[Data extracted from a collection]
'''

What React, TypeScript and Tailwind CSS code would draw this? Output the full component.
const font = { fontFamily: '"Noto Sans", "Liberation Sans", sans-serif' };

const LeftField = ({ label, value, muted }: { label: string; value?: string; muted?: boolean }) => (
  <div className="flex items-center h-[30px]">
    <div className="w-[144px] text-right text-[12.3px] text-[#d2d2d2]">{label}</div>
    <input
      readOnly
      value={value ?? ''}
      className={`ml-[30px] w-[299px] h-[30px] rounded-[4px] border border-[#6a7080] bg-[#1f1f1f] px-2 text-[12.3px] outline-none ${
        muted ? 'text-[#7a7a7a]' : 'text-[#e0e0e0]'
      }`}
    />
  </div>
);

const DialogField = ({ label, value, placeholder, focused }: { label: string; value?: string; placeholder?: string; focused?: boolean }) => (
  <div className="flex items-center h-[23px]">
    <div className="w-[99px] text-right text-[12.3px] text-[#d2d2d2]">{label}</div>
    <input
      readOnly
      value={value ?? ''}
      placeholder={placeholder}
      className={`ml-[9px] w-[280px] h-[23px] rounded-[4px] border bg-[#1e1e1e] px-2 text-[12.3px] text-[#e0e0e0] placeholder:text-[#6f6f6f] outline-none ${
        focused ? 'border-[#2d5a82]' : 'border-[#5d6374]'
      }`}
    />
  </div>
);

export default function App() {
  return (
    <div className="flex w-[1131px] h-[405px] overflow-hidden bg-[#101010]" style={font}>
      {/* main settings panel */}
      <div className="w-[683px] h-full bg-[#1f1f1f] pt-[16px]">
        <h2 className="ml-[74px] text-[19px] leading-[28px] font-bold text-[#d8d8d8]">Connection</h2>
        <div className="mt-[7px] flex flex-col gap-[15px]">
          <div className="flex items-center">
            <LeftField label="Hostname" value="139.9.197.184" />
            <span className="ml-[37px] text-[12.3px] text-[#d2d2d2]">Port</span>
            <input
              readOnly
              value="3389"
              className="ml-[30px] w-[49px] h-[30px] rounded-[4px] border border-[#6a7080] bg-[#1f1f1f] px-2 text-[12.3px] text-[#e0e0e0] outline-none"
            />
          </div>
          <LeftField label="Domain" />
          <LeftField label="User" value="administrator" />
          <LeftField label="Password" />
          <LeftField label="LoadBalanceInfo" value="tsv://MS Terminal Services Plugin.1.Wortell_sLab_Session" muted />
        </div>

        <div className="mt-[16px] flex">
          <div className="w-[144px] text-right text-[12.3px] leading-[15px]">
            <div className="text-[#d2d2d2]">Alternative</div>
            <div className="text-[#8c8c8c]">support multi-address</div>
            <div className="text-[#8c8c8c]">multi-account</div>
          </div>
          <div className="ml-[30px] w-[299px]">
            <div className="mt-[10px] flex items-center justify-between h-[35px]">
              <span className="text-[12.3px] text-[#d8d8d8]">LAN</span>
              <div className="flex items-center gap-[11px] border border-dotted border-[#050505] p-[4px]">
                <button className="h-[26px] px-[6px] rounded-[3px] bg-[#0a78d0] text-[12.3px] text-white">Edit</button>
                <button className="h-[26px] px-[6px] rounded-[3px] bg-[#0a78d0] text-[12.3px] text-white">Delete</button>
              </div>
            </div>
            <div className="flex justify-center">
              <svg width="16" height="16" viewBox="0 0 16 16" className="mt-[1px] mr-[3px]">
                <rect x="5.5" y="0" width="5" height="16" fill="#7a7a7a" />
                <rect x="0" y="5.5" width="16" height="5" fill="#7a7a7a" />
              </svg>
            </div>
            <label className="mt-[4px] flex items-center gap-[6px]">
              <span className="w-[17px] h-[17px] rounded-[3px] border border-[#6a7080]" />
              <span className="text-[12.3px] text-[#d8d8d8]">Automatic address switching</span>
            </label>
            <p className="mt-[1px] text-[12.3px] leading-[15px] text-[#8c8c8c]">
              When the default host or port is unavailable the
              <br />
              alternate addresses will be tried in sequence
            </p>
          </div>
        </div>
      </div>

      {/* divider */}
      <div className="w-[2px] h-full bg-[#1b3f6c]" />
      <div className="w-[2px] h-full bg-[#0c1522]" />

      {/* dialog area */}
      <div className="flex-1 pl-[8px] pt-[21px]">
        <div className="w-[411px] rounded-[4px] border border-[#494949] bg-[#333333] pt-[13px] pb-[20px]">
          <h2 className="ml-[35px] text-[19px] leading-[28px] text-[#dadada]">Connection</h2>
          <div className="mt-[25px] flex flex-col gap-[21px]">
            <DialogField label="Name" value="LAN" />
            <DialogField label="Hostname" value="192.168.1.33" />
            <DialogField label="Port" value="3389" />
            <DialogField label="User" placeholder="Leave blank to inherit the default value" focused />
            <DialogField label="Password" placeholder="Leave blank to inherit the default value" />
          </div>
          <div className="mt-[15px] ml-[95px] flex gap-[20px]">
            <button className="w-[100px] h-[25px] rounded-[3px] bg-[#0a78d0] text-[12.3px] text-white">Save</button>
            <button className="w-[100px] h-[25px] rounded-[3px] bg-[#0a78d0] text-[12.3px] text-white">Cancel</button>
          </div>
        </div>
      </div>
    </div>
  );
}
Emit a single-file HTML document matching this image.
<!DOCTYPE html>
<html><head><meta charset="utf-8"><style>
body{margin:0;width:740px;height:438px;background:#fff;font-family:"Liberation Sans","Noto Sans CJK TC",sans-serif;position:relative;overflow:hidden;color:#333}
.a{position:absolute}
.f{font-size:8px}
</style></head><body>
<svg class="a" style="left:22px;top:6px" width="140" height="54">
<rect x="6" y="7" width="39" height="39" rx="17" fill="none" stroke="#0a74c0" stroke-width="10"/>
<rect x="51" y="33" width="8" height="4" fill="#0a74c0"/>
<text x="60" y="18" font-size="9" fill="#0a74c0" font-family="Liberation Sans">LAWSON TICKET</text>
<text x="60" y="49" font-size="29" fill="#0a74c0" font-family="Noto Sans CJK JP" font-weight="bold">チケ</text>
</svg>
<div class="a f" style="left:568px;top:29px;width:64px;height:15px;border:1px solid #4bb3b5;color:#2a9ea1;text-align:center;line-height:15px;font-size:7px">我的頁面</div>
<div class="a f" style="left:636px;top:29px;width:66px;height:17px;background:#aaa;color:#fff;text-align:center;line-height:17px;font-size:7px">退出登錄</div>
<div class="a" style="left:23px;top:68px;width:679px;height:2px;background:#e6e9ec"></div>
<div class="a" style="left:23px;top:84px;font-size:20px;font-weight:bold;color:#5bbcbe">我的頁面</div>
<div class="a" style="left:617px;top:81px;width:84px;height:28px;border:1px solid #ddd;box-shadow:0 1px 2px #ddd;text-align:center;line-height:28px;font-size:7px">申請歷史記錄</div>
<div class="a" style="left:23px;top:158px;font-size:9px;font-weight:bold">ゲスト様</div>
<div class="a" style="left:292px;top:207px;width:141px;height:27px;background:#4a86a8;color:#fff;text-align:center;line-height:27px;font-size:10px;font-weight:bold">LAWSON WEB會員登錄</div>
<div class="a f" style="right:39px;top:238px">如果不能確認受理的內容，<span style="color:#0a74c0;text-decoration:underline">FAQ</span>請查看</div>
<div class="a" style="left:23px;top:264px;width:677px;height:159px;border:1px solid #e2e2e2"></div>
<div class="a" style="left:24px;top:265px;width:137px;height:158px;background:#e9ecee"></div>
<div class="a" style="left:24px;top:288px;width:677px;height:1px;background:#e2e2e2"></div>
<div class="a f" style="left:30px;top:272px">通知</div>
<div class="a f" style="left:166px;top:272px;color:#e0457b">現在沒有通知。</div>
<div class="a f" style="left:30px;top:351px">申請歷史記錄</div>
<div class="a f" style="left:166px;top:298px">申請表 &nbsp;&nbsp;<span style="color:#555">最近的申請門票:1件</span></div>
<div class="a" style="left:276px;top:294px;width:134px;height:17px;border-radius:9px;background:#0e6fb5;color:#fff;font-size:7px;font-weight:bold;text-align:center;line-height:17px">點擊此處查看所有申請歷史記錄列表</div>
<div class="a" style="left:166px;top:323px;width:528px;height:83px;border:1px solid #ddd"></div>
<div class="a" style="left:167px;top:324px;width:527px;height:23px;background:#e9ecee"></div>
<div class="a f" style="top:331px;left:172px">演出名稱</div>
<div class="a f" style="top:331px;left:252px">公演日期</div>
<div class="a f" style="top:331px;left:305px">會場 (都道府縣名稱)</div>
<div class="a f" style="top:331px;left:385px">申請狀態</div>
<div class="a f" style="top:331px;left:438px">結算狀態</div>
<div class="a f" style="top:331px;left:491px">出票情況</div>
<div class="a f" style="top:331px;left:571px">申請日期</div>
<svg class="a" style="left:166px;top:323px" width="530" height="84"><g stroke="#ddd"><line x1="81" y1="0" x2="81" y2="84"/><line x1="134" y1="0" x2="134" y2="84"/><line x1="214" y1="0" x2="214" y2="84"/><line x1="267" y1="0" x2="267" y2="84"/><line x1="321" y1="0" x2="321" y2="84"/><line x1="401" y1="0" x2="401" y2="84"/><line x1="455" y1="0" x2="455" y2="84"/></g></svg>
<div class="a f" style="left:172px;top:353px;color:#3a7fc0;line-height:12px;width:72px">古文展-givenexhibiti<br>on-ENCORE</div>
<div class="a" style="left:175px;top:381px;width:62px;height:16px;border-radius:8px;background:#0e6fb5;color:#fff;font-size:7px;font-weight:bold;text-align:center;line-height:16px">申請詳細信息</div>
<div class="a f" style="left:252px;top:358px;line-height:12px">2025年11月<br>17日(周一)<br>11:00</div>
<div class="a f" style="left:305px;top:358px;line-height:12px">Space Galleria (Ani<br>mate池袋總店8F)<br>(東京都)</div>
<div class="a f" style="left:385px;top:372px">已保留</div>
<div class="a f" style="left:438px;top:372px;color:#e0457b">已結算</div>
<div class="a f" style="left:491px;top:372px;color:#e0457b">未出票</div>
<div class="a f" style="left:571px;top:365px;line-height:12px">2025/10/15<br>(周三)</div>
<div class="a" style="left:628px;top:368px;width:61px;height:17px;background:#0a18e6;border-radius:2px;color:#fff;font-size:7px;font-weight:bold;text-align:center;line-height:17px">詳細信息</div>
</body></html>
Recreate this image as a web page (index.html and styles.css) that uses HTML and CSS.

'''

Within the listing, how many lines hold the word "image"? Only the number is to be given.

2